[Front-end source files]
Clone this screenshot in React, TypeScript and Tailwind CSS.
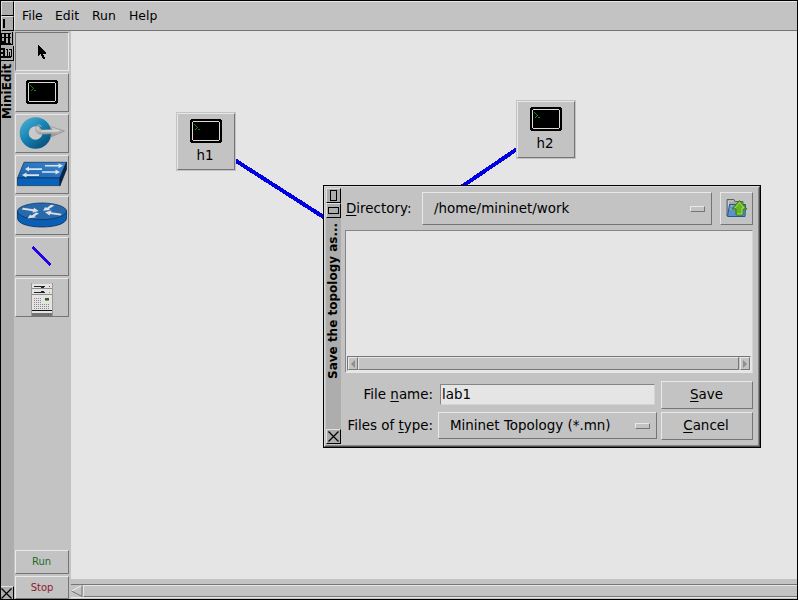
import React from "react";

const raised = "border border-t-[#e8e8e8] border-l-[#e8e8e8] border-b-[#757575] border-r-[#757575] bg-[#c3c3c3]";
const sunken = "border border-t-[#757575] border-l-[#757575] border-b-[#e8e8e8] border-r-[#e8e8e8] bg-[#c3c3c3]";
const wmButton = "border border-t-[#e0e0e0] border-l-[#e0e0e0] border-b-black border-r-black bg-[#adadad]";

function Terminal() {
  return (
    <svg width="32" height="24" viewBox="0 0 32 24" className="block shrink-0" shapeRendering="crispEdges">
      <path d="M1 0h30v1h1v22h-1v1H1v-1H0V1h1z" fill="#000" />
      <path d="M3 2.5h26M3 21.5h26M2.5 3v18M29.5 3v18" stroke="#ded8cf" fill="none" />
      <path d="M4 5h1v1h1v1h1v1h1v1h-1v1h-1v1h-1v-1h1v-1h1v-1h-1v-1h-1v-1h-1zM8 10h2v1H8z" fill="#0b8a0b" />
    </svg>
  );
}

function Pointer() {
  return (
    <svg width="10" height="16" viewBox="0 0 10 16" className="block" shapeRendering="crispEdges">
      <path d="M1 1h1v1h1v1h1v1h1v1h1v1h1v1h1v1h1v2H6v1h1v2h1v2H6v-1H5v-2H4v-2H3v1H2v1H1z" fill="#000" />
    </svg>
  );
}

function LegacySwitch() {
  return (
    <svg width="46" height="34" viewBox="0 0 46 34" className="block">
      <defs>
        <linearGradient id="ring" x1="0" y1="0" x2="0.8" y2="1">
          <stop offset="0" stopColor="#43a6cd" />
          <stop offset=".5" stopColor="#1683b2" />
          <stop offset="1" stopColor="#095a86" />
        </linearGradient>
        <linearGradient id="steel" x1="0" y1="0" x2="0" y2="1">
          <stop offset="0" stopColor="#d8d8d8" />
          <stop offset="1" stopColor="#8c8c8c" />
        </linearGradient>
      </defs>
      <circle cx="16.5" cy="17" r="11.3" fill="#c9c9c9" stroke="url(#ring)" strokeWidth="9" />
      <path d="M17.500 10.500c-2 5 1 8.500 7 7.500l8.500-.3-1.500 3.500L45.500 15 31.500 10.500l1.500 3-9 .5c-3 0-4-1.500-3.500-3.500z" fill="url(#steel)" stroke="#8f8f8f" strokeWidth=".7" />
      <path d="M22 15h12l6-.3" fill="none" stroke="#e6e6e6" strokeWidth="1" />
      <path d="M17.500 11.500c0-3 4-3.500 5-.5" fill="none" stroke="#aeb9be" strokeWidth="1" />
    </svg>
  );
}

function SwitchIcon() {
  return (
    <svg width="50" height="26" viewBox="0 0 50 26" className="block">
      <defs>
        <linearGradient id="swTop" x1="0" y1="1" x2="1" y2="0">
          <stop offset="0" stopColor="#1863b0" />
          <stop offset="1" stopColor="#3c86ce" />
        </linearGradient>
      </defs>
      <path d="M7 1.300h42.500L43 17H.5z" fill="url(#swTop)" stroke="#08305c" strokeWidth=".7" />
      <path d="M.5 17H43v7.600H.5z" fill="#0862b8" stroke="#08305c" strokeWidth=".7" />
      <path d="M43 17 49.500 1.300v7L43 24.600z" fill="#062448" stroke="#041a33" strokeWidth=".7" />
      <g fill="#dfe3e6">
        <path d="M28 4h13.500V2.300L46 4.800l-4.500 2.500V5.600H28z" />
        <path d="M25 7.300H12V5.600L8 8l4 2.500V8.900h13z" />
        <path d="M25 10.200h13.500V8.500L43 11l-4.500 2.500v-1.700H25z" />
        <path d="M22 13.300H9.500v-1.700L5 14l4.500 2.500v-1.600H22z" />
      </g>
    </svg>
  );
}

function RouterIcon() {
  return (
    <svg width="50" height="26" viewBox="0 0 50 26" className="block">
      <path d="M.5 9v7c0 12 49 12 49 0V9z" fill="#0a5fb4" stroke="#06305f" strokeWidth=".8" />
      <ellipse cx="25" cy="9.300" rx="24.500" ry="8.300" fill="#2769ab" stroke="#093565" strokeWidth=".8" />
      <g fill="#dcdfe1">
        <path d="M6 5.800 16.500 7.300 17 5.800 21.700 9 15.500 10.800 16 9.200 4.800 7.500z" />
        <path d="M34 2.800 30 5.800 28 5.200 26 8.700 33.500 8 31.800 7 37.500 3.500z" />
        <path d="M22 11.300 17.500 14.300 19.300 15.200 10.500 16.500 13 12.700 14.800 13.400 19 10.500z" />
        <path d="M44.500 11.700 34 10.200 34.500 8.600 28 10.300 32.500 13.500 33.200 11.900 43.500 13.500z" />
      </g>
    </svg>
  );
}

function ServerIcon() {
  const dots: React.ReactNode[] = [];
  for (let r = 0; r < 6; r++) {
    for (let c = 0; c < (r < 3 ? 4 : 8); c++) {
      dots.push(<rect key={r + "-" + c} x={3 + c * 2} y={15 + r * 2} width="1" height="1" fill="#888" />);
    }
  }
  return (
    <svg width="22" height="34" viewBox="0 0 22 34" className="block" shapeRendering="crispEdges">
      <path d="M1 1h20v32H1z" fill="#e4e4e4" />
      <path d="M0 0h1v33H0zM21 0h1v33h-1z" fill="#999" />
      <path d="M1 5h20v1H1zM1 11h20v1H1z" fill="#8e8e8e" />
      <path d="M3 3h11v1H3zM3 9h11v1H3z" fill="#222" />
      <path d="M10 4h3v1h-3zM10 8h3v1h-3z" fill="#222" />
      <path d="M18 3h1v1h-1z" fill="#c22" />
      <path d="M18 9h1v1h-1z" fill="#5b3" />
      {dots}
      <path d="M14 15h4v3h-4z" fill="#44503e" />
      <path d="M14 17h4v1h-4z" fill="#6ab12c" />
      <path d="M1 27h20v1H1z" fill="#111" />
      <path d="M1 30h20v3H1z" fill="#737373" />
      <path d="M17 31h1v1h-1z" fill="#c22" />
      <path d="M18 31h1v1h-1z" fill="#5b3" />
    </svg>
  );
}

function FolderUp() {
  return (
    <svg width="22" height="20" viewBox="0 0 22 20" className="block">
      <path d="M1 18V1.500h7l1 2h8V10" fill="#a9a9a9" stroke="#5f625f" />
      <path d="M2.500 17V3h5" stroke="#cfcfcf" fill="none" />
      <path d="M3.500 6.500h16L19 18.500H1.500z" fill="#5f91c9" stroke="#24549a" />
      <path d="M4.500 8H18M4 11h14" stroke="#99bce0" strokeWidth="1" />
      <path d="m13.500 2.500 7.500 8.500H17v6h-7v-6H6z" fill="#64b51f" stroke="#347c09" />
      <path d="m9 10 4.500-5.500 4.500 5.500h-2v6h-5" fill="none" stroke="#a4dc58" />
    </svg>
  );
}

function Host({ name, className }: { name: string; className: string }) {
  return (
    <div className={"absolute h-[59px] w-[60px] border border-[#c3c3c3] " + className}>
      <div className={"flex h-[57px] w-[58px] flex-col items-center pt-[5px] " + raised}>
        <Terminal />
        <span className="mt-[5px] pr-[2px] text-[13.4px] leading-4">{name}</span>
      </div>
    </div>
  );
}

function Tool({ children, pressed }: { children: React.ReactNode; pressed?: boolean }) {
  return (
    <button className={"flex h-[39px] w-[54px] shrink-0 items-center justify-center overflow-hidden " + (pressed ? sunken : "pb-px " + raised)}>
      {children}
    </button>
  );
}

function Cross() {
  return (
    <svg width="11" height="11" viewBox="0 0 11 11" className="block shrink-0">
      <path d="M.5 .5l10 10M10.500 .5l-10 10" stroke="#000" strokeWidth="1.300" />
    </svg>
  );
}

function MainTitleBar() {
  return (
    <div className="flex w-[13px] shrink-0 flex-col bg-[#adadad]">
      <div className={"h-[15px] w-[13px] shrink-0 " + wmButton} />
      <div className={"flex h-[15px] w-[13px] shrink-0 items-center pl-[1px] " + wmButton}>
        <div className="h-[9px] w-[2px] bg-black" />
      </div>
      <svg width="13" height="30" viewBox="0 0 13 30" className="block shrink-0" shapeRendering="crispEdges">
        <path d="M11.500 1v12.500H0M0 2.500h10M0 12.500h10" fill="none" stroke="#000" />
        <path d="M3 3h2v9H3zM0 6h10v1H0zM7 3h2v9H7zM0 3h1v9H0zM1 10h3v2H1z" fill="#000" />
        <path d="M12.500 15v14.500H0" fill="none" stroke="#000" />
        <path d="M0 17h3v2H0zM2 17h2v10H2zM0 21h4v2H0zM0 25h10v2H0zM6 19h1v7H6zM8 18h3v1H8zM10 18h1v8h-1zM8 21h1v4H8zM5 18h2v1H5z" fill="#000" />
      </svg>
      <div className="flex h-[58px] w-[13px] shrink-0 rotate-180 items-start text-[12px] leading-[13px] font-bold whitespace-nowrap [writing-mode:vertical-rl]">
        MiniEdit
      </div>
      <div className="grow" />
      <div className="flex h-[13px] w-[13px] shrink-0 items-center border-t border-r border-t-[#e0e0e0] border-r-black">
        <Cross />
      </div>
    </div>
  );
}

function Indicator() {
  return <div className={"h-[6px] w-[15px] shrink-0 " + raised} />;
}

function SaveDialog() {
  return (
    <div className="absolute top-[154px] left-[252px] flex h-[263px] w-[438px] border border-black bg-[#c3c3c3] text-[13.45px]">
      <div className="flex grow border border-t-[#d8d8d8] border-r-[#4c4c4c] border-b-[#4c4c4c] border-l-[#d8d8d8]">
        <div className="flex grow border border-t-[#c3c3c3] border-r-[#858585] border-b-[#858585] border-l-[#c3c3c3]">
          <div className="mb-px flex w-[15px] shrink-0 flex-col bg-[#adadad]">
            <div className={"flex h-[15px] w-[15px] shrink-0 items-center justify-center " + wmButton}>
              <div className="h-[11px] w-[7px] border border-black" />
            </div>
            <div className={"flex h-[15px] w-[15px] shrink-0 items-center justify-center " + wmButton}>
              <div className="h-[7px] w-[11px] border border-black" />
            </div>
            <div className="flex h-[161px] w-[15px] shrink-0 rotate-180 text-[12px] leading-[15px] font-bold whitespace-nowrap [writing-mode:vertical-rl]">
              Save the topology as...
            </div>
            <div className="grow" />
            <div className={"flex h-[15px] w-[15px] shrink-0 items-center justify-center " + wmButton}>
              <Cross />
            </div>
          </div>
          <div className="flex grow flex-col pt-[4px] pr-[5px] pl-[4px]">
            <div className="flex h-[33px] items-center">
              <span className="w-[77px] shrink-0 pl-px">
                <u className="underline-offset-2">D</u>irectory:
              </span>
              <button className={"flex h-[33px] w-[290px] items-center justify-between pr-[6px] pl-[11px] " + raised}>
                /home/mininet/work
                <Indicator />
              </button>
              <button className={"ml-[8px] flex h-[33px] w-[33px] items-center justify-center pb-px " + raised}>
                <FolderUp />
              </button>
            </div>
            <div className="mt-[5px] flex h-[143px] w-[408px] flex-col justify-end border border-t-[#858585] border-r-[#d4d4d4] border-b-[#e8e8e8] border-l-[#858585] bg-[#e5e5e5] px-px pb-px">
              <div className={"flex h-[15px] w-[404px] " + sunken}>
                <div className={"flex h-[13px] w-[10px] shrink-0 items-center justify-center " + raised}>
                  <svg width="6" height="8" viewBox="0 0 6 8"><path d="M5 0v8L1 4z" fill="#8e8e8e" /></svg>
                </div>
                <div className={"h-[13px] grow " + raised} />
                <div className={"ml-px flex h-[13px] w-[10px] shrink-0 items-center justify-center " + raised}>
                  <svg width="6" height="8" viewBox="0 0 6 8"><path d="M1 0v8l4-4z" fill="#8e8e8e" /></svg>
                </div>
              </div>
            </div>
            <div className="mt-[8px] flex h-[28px] items-center">
              <span className="w-[88px] shrink-0 pb-px text-right">
                File <u className="underline-offset-2">n</u>ame:
              </span>
              <div className="mb-px ml-[7px] flex h-[21px] w-[215px] items-center border border-t-[#858585] border-r-[#d4d4d4] border-b-[#d4d4d4] border-l-[#858585] bg-[#e5e5e5] pl-px">lab1</div>
              <button className={"ml-[6px] h-[28px] w-[92px] pr-px " + raised}>
                <u className="underline-offset-2">S</u>ave
              </button>
            </div>
            <div className="mt-[3px] flex h-[28px] items-center">
              <span className="w-[88px] shrink-0 pb-px text-right whitespace-nowrap">
                Files of <u className="underline-offset-2">t</u>ype:
              </span>
              <button className={"mb-px ml-[5px] flex h-[27px] w-[219px] items-center justify-between pr-[6px] pl-[11px] " + raised}>
                Mininet Topology (*.mn)
                <Indicator />
              </button>
              <button className={"ml-[4px] h-[28px] w-[92px] pr-[2px] " + raised}>
                <u className="underline-offset-2">C</u>ancel
              </button>
            </div>
          </div>
        </div>
      </div>
    </div>
  );
}

export default function App() {
  return (
    <div className="flex h-[600px] w-[798px] overflow-hidden border border-black bg-[#c3c3c3] font-['DejaVu_Sans',sans-serif] text-[13px] leading-4 text-black">
      <MainTitleBar />
      <div className="flex w-[783px] shrink-0 flex-col">
        <div className="flex h-[30px] shrink-0 items-center border-t border-b border-l border-t-[#e8e8e8] border-b-[#757575] border-l-[#e8e8e8] pl-[7px] text-[12.4px]">
          <span className="w-[33px]">File</span>
          <span className="w-[37px]">Edit</span>
          <span className="w-[37px]">Run</span>
          <span className="w-[37px]">Help</span>
        </div>
        <div className="flex grow">
          <div className="flex w-[57px] shrink-0 flex-col gap-[2px] pt-px pl-px">
            <Tool pressed><Pointer /></Tool>
            <Tool><Terminal /></Tool>
            <Tool><LegacySwitch /></Tool>
            <Tool><SwitchIcon /></Tool>
            <Tool><RouterIcon /></Tool>
            <Tool>
              <svg width="22" height="22" viewBox="0 0 22 22" shapeRendering="crispEdges">
                <path d="M1.500 2l18 18" stroke="#2a00e8" strokeWidth="3.500" />
              </svg>
            </Tool>
            <Tool><div className="translate-y-[3px]"><ServerIcon /></div></Tool>
            <div className="grow" />
            <button className={"h-[24px] w-[54px] shrink-0 pr-px text-[10px] text-[#1c6b2c] " + raised}>Run</button>
            <button className={"h-[23px] w-[54px] shrink-0 text-[10px] text-[#8f1c2b] " + raised}>Stop</button>
          </div>
          <div className="flex grow flex-col">
            <div className="relative h-[548px] shrink-0 bg-[#e5e5e5]">
              <svg width="726" height="548" viewBox="71 31 726 548" className="block" shapeRendering="crispEdges">
                <path d="M205 141L375 250M545 130L375 245.500" stroke="#0000e0" strokeWidth="4" />
              </svg>
              <Host name="h1" className="top-[81px] left-[105px]" />
              <Host name="h2" className="top-[69px] left-[445px]" />
              <SaveDialog />
            </div>
            <div className={"mt-[5px] flex h-[14px] w-[727px] border-r-0 border-l-0 " + sunken}>
              <svg width="12" height="12" viewBox="0 0 12 12" className="block shrink-0">
                <path d="M11 .5v11L.5 6z" fill="#c3c3c3" />
                <path d="M11 .5.5 6" stroke="#eee" />
                <path d="M.5 6 11 11.500V.5" stroke="#757575" fill="none" />
              </svg>
              <div className="h-[12px] grow border border-r-0 border-t-[#e8e8e8] border-b-[#757575] border-l-[#e8e8e8]" />
            </div>
          </div>
        </div>
      </div>
    </div>
  );
}
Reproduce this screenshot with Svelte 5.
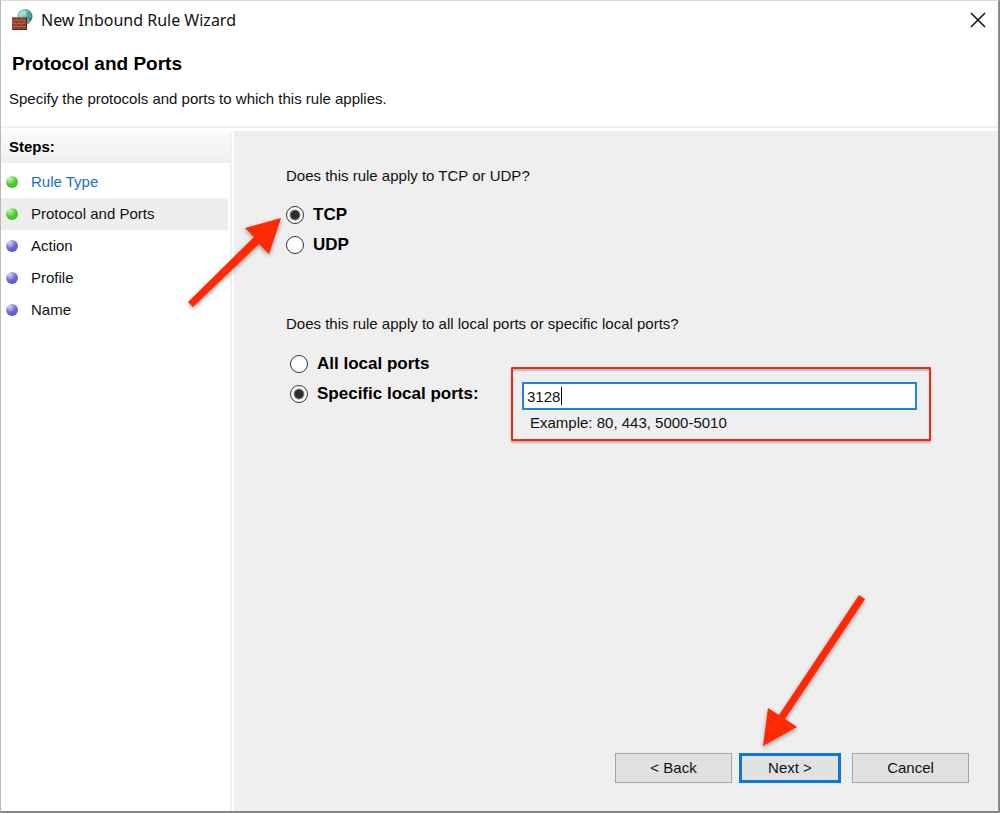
<script lang="ts">
  const steps = [
    { label: 'Rule Type', done: true, link: true },
    { label: 'Protocol and Ports', done: true, current: true },
    { label: 'Action' },
    { label: 'Profile' },
    { label: 'Name' },
  ];

  let protocol = $state('tcp');
  let scope = $state('specific');
  let ports = $state('3128');
</script>

<div class="window">
  <header>
    <div class="titlebar">
      <svg class="app-icon" width="22" height="22" viewBox="0 0 22 22" aria-hidden="true">
        <defs>
          <radialGradient id="globe" cx="0.4" cy="0.3" r="0.8">
            <stop offset="0" stop-color="#b4e4fb" />
            <stop offset="0.5" stop-color="#3b97dc" />
            <stop offset="1" stop-color="#1a3f96" />
          </radialGradient>
        </defs>
        <circle cx="14" cy="7.5" r="7.5" fill="url(#globe)" />
        <path d="M8 4l4-3 3 1-1 3-3 1-1 3-3 0z" fill="#a5e3c0" />
        <path d="M16 2l3 2 2 4-2 1-3-3zM15 8l4 3-1 4-3-1z" fill="#4fb646" />
        <path d="M1 8h15v13H1z" fill="#8d3b2b" />
        <path
          d="M1 8.5h15M1 11.5h15M1 14.5h15M1 17.5h15M5 9v2M11 9v2M3 12v2M8 12v2M13 12v2M5 15v2M11 15v2M3 18v2M8 18v2M13 18v2"
          stroke="#b9705a"
          stroke-width="0.7"
          fill="none"
        />
        <path d="M1 20.5h14.5V8" stroke="#5c2118" fill="none" />
      </svg>
      <span class="caption">New Inbound Rule Wizard</span>
      <button class="close" aria-label="Close">
        <svg width="16" height="16" viewBox="0 0 16 16">
          <path d="M1 1l14 14M15 1L1 15" stroke="#111" stroke-width="1.5" />
        </svg>
      </button>
    </div>
    <h1>Protocol and Ports</h1>
    <p>Specify the protocols and ports to which this rule applies.</p>
  </header>

  <div class="body">
    <nav aria-labelledby="steps-title">
      <h2 id="steps-title">Steps:</h2>
      <ul>
        {#each steps as step}
          <li class:current={step.current}>
            <span class="dot" class:done={step.done}></span>
            {#if step.link}
              <a href="#rule-type">{step.label}</a>
            {:else}
              <span>{step.label}</span>
            {/if}
          </li>
        {/each}
      </ul>
    </nav>

    <main>
      <fieldset>
        <legend>Does this rule apply to TCP or UDP?</legend>
        <div class="protocols">
          <label>
            <input type="radio" name="protocol" value="tcp" bind:group={protocol} />
            TCP
          </label>
          <label>
            <input type="radio" name="protocol" value="udp" bind:group={protocol} />
            UDP
          </label>
          <svg class="arrow to-tcp" width="100" height="100" viewBox="0 0 100 100" aria-hidden="true">
            <path d="M96 8L60 18L69 27L3 92L8 97L74 34L84 44Z" />
          </svg>
        </div>
      </fieldset>

      <fieldset>
        <legend>Does this rule apply to all local ports or specific local ports?</legend>
        <div class="ports">
          <div class="scope">
            <label>
              <input type="radio" name="scope" value="all" bind:group={scope} />
              All local ports
            </label>
            <label>
              <input type="radio" name="scope" value="specific" bind:group={scope} />
              Specific local ports:
            </label>
          </div>
          <div class="highlight">
            <div class="field">
              <input
                type="text"
                aria-label="Specific local ports"
                aria-describedby="ports-example"
                bind:value={ports}
              />
              <span class="caret"></span>
            </div>
            <div id="ports-example" class="example">Example: 80, 443, 5000-5010</div>
          </div>
        </div>
      </fieldset>

      <footer>
        <button>&lt; Back</button>
        <div class="next">
          <button class="default">Next &gt;</button>
          <svg class="arrow to-next" width="110" height="160" viewBox="0 0 110 160" aria-hidden="true">
            <path d="M4 156L9 118L20 125L100 5L106 9L26 129L38 137Z" />
          </svg>
        </div>
        <button>Cancel</button>
      </footer>
    </main>
  </div>
</div>

<style>
  :global(body) {
    background: #fff;
  }

  .window {
    box-sizing: border-box;
    min-height: 100vh;
    display: flex;
    flex-direction: column;
    border: 1px solid #b9b9b9;
    border-top-color: #d9d9d9;
    border-right: 2px solid #8a8a8a;
    border-bottom: 2px solid #858585;
    background: #fff;
    color: #111;
    font: 15px/20px 'Liberation Sans', Arial, sans-serif;
  }

  header {
    height: 125px;
    border-bottom: 2px solid #f0f0f0;
  }

  .titlebar {
    display: flex;
    align-items: center;
    height: 38px;
    padding: 0 12px 0 10px;
  }

  .app-icon {
    flex: none;
  }

  .caption {
    flex: 1;
    margin-left: 8px;
    font-family: 'Noto Sans', 'Open Sans', sans-serif;
    font-size: 16px;
  }

  .close {
    display: flex;
    padding: 0;
    border: 0;
    background: none;
  }

  h1 {
    margin: 15px 0 0 11px;
    color: #000;
    font: bold 19px/20px 'Liberation Sans', Arial, sans-serif;
  }

  header p {
    margin: 15px 0 0 8px;
  }

  .body {
    flex: 1;
    display: flex;
    padding-top: 3px;
  }

  nav {
    flex: none;
    width: 229px;
    margin-right: 2px;
    border-right: 2px solid #f0f0f0;
  }

  h2 {
    margin: 0;
    padding-left: 8px;
    background: linear-gradient(#fbfbfb, #eee);
    color: #000;
    font: bold 15px/32px 'Liberation Sans', Arial, sans-serif;
  }

  ul {
    margin: 0;
    padding: 3px 2px 0 0;
    list-style: none;
  }

  li {
    display: flex;
    align-items: center;
    height: 32px;
    padding-left: 5px;
  }

  li.current {
    background: #eee;
  }

  .dot {
    width: 12px;
    height: 12px;
    margin-right: 13px;
    border-radius: 50%;
    background: radial-gradient(circle at 30% 20%, #d4daf4 0, #6a69cf 50%, #5855b8 100%);
  }

  .dot.done {
    background: radial-gradient(circle at 30% 20%, #c9f5bd 0, #4fca34 50%, #44b52b 100%);
  }

  a {
    color: #1570d6;
    text-decoration: none;
  }

  main {
    flex: 1;
    display: flex;
    flex-direction: column;
    padding: 35px 0 28px;
    background: #efefef;
  }

  fieldset {
    min-width: 0;
    margin: 0 0 54px;
    padding: 0;
    border: 0;
  }

  legend {
    padding: 0 0 0 52px;
  }

  label {
    display: flex;
    align-items: center;
    height: 30px;
    color: #000;
    font: bold 17px/20px 'Liberation Sans', Arial, sans-serif;
  }

  input[type='radio'] {
    appearance: none;
    box-sizing: border-box;
    width: 18px;
    height: 18px;
    margin: 0 9px 0 0;
    border: 1px solid #333;
    border-radius: 50%;
    background: #fff;
  }

  input[type='radio']:checked {
    background: radial-gradient(circle, #2d2d2d 4px, #fff 6px);
  }

  .protocols {
    position: relative;
    padding: 14px 0 0 52px;
  }

  .ports {
    display: flex;
    padding: 15px 67px 0 56px;
  }

  .scope {
    flex: 0 0 221px;
  }

  .highlight {
    flex: 1;
    min-width: 0;
    margin-top: 18px;
    padding: 13px 12px 6px 9px;
    border: 2px solid #ee2a12;
    border-radius: 1px;
    box-shadow: 0 2px 2px rgba(0, 0, 0, 0.25), inset 0 2px 1px rgba(0, 0, 0, 0.2);
  }

  .field {
    position: relative;
  }

  input[type='text'] {
    display: block;
    box-sizing: border-box;
    width: 100%;
    height: 28px;
    padding: 0 3px;
    border: 2px solid #1a86dc;
    outline: 0;
    background: #fff;
    color: inherit;
    font: inherit;
  }

  .caret {
    position: absolute;
    top: 5px;
    left: 39px;
    width: 1px;
    height: 18px;
    background: #000;
  }

  .example {
    margin: 3px 0 0 8px;
  }

  footer {
    display: flex;
    justify-content: flex-end;
    margin-top: auto;
    padding-right: 29px;
  }

  footer button {
    box-sizing: border-box;
    width: 117px;
    height: 30px;
    padding: 0;
    border: 1px solid #a5a5a5;
    background: #e1e1e1;
    color: inherit;
    font: inherit;
  }

  footer .default {
    width: 102px;
    border: 3px solid #0a78d7;
  }

  .next {
    position: relative;
    margin: 0 11px 0 7px;
  }

  /* annotation arrows, anchored to the control they point at */
  .arrow {
    position: absolute;
    fill: #ff2a04;
    filter: drop-shadow(0 2px 2px rgba(0, 0, 0, 0.35));
    pointer-events: none;
  }

  .to-tcp {
    top: 24px;
    left: -49px;
  }

  .to-next {
    bottom: 33px;
    left: 20px;
  }
</style>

**Short task**
Everything from the first line to the line with "border-t-[#e0e0e0] border-l-[#e0e0e0] border-b-black" must be repeated exactly, and nothing else. Leave the pictures out.

**Task answer**
Clone this screenshot in React, TypeScript and Tailwind CSS.
import React from "react";

const raised = "border border-t-[#e8e8e8] border-l-[#e8e8e8] border-b-[#757575] border-r-[#757575] bg-[#c3c3c3]";
const sunken = "border border-t-[#757575] border-l-[#757575] border-b-[#e8e8e8] border-r-[#e8e8e8] bg-[#c3c3c3]";
const wmButton = "border border-t-[#e0e0e0] border-l-[#e0e0e0] border-b-black border-r-black bg-[#adadad]";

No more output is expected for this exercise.